= Conjoint =

Defunct medical degree in England

The conjoint was a basic medical qualification in the United Kingdom administered by the United Examining Board. It is now no longer awarded. The Conjoint Board was superseded in 1994 by the United Examining Board, which lost its permission to hold qualifying medical examinations after 1999.

Medical education at the London Teaching Hospitals began centuries before there was a university in London to award medical degrees. Those who had taken BAs at Oxford or Cambridge, or occasionally started their pre-clinical education at universities further afield, could return there to take medical examinations, but it was open to most to take the examinations of the London medical corporations.

As the early 19th century law restricting medical employment in the British military to those who had qualifications in both medicine and surgery was taken to require diplomas from different organisations, it became customary to take both the Licence of the Society of Apothecaries (LSA) and the Membership of the Royal College of Surgeons of England (MRCS).

These corporations diverged: the Society of Apothecaries added surgery to their examination, to grant a Licence in Medicine and Surgery (LMSSA) as a complete qualification. The surgeons then teamed up with the Royal College of Physicians of London who paired their Licentiate diploma (LRCP) with the MRCS to create the English Conjoint Diploma in 1884.

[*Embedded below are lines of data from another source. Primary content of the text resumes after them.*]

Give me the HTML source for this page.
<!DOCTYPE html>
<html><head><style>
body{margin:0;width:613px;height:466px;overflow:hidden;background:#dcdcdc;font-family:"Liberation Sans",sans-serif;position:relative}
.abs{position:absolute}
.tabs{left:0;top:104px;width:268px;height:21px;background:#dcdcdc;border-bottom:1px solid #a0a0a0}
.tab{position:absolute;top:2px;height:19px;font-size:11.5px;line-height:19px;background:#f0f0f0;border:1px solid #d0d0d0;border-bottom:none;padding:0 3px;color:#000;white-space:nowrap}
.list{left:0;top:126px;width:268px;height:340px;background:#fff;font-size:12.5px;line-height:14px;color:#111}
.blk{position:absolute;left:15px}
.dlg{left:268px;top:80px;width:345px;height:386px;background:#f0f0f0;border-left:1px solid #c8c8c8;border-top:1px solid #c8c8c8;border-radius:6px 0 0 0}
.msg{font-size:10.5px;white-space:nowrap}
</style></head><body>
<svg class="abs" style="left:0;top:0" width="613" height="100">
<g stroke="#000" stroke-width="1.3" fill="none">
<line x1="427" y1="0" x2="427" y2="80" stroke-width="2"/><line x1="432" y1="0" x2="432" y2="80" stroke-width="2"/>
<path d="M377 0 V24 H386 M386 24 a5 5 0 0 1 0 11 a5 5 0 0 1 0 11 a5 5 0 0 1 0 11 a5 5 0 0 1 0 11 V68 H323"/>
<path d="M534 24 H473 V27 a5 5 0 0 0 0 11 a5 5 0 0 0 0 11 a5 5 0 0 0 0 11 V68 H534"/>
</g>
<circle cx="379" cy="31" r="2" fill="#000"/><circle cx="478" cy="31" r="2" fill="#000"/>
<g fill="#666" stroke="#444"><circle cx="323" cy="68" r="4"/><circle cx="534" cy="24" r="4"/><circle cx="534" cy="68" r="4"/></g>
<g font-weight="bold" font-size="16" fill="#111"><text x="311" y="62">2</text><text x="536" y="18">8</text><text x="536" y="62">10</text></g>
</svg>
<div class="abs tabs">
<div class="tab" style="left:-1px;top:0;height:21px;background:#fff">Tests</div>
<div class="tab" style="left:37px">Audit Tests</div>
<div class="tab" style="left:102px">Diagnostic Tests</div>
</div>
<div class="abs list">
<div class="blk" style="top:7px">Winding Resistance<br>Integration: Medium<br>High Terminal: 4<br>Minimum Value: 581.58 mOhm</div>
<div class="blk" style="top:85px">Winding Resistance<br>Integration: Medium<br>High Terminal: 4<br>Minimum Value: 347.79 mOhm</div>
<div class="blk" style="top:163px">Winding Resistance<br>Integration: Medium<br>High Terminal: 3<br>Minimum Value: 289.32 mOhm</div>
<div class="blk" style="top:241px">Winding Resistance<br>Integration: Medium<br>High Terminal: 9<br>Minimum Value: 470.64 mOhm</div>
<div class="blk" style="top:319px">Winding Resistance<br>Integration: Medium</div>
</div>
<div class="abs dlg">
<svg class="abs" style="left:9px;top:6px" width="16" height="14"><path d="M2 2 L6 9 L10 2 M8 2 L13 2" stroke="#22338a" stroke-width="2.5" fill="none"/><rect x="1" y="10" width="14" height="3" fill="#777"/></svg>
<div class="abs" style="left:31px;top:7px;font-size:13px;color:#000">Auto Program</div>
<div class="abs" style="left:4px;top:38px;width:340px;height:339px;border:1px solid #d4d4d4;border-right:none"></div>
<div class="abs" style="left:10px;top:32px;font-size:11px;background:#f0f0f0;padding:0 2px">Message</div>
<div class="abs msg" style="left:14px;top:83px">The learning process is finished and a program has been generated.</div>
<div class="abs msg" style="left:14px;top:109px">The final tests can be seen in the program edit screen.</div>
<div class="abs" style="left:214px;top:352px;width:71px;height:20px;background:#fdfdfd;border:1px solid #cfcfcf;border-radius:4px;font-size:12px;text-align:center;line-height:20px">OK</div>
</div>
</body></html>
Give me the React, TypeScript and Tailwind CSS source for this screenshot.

The London LRCP had previously been a means for Bachelors or licentiates in medicine from Oxford and Cambridge (and a few MDs from elsewhere) to qualify to practise in London as physicians (i.e. internal medicine specialists, as distinct from surgeons or apothecaries). The old LRCP also allowed the holder by custom to be addressed as "doctor" without holding a university doctorate: this privilege became generalised in the 19th century to all licentiates and Bachelors of Medicine.

The nomenclature of the diplomas may have contributed to the nearly-obsolete practice of general practitioners styling themselves as "Physician and Surgeon": previously they were mostly regarded as Apothecaries.

There were also Scottish and Irish conjoint qualifications: the former became known as the Triple Qualification.

In the 19th century, the new University of London Bachelor of Medicine and Bachelor of Surgery degrees were regarded as more academic than the Royal Colleges' diplomas, so many people qualified and started practice with the Conjoint before taking the M.B. and B.S. a year or two later. This paralleled the practice in some European countries of taking a state medical examination separately from or instead of a university degree. In the English provincial cities, some medical schools developed separately from the new Redbrick universities, so the Conjoint diplomas were at first usually taken.

Armed forces officer cadets would be promoted from second lieutenant to lieutenant on qualifying, which included the conjoint qualification. The difference in pay between the times of the two exams would more than pay for the entry fee, and seniority in the officer corps was enhanced by those few months.

The conjoint diploma of the London Royal Colleges (Royal College of Surgeons of England and Royal College of Physicians of London) was more reputable in its day, but after World War II, it was regarded as a practice exam before university finals. It provided a safety net in that medical students unsure whether they would pass or fail would have two chances if they took both.

By far the greatest use of the Conjoint and similar qualifications in recent years was as a means for foreign medical graduates to obtain British qualifications, which eased their problems of obtaining registration and employment in the U.K., and also made it easier to go on to work in third countries.

The scheme of examinations included a notional full set of pre-clinical subjects (anatomy, physiology, pharmacology, pathology, etc.) from which those who had university passes or another final medical qualification would be exempted: but fees might still have to be paid.

The closure of this portal, along with the recent recategorisation of junior doctors from student to worker status for immigration purposes, may hasten the changeover of the National Health Service's dependence from Third World medical graduates to European Union doctors, who may not be asked to submit to further examination.

These subtleties of the British system of medical qualifications were rarely known to patients, who may have been more impressed to see "MB BS MRCS LRCP" on a brass plate than "MD FRCP".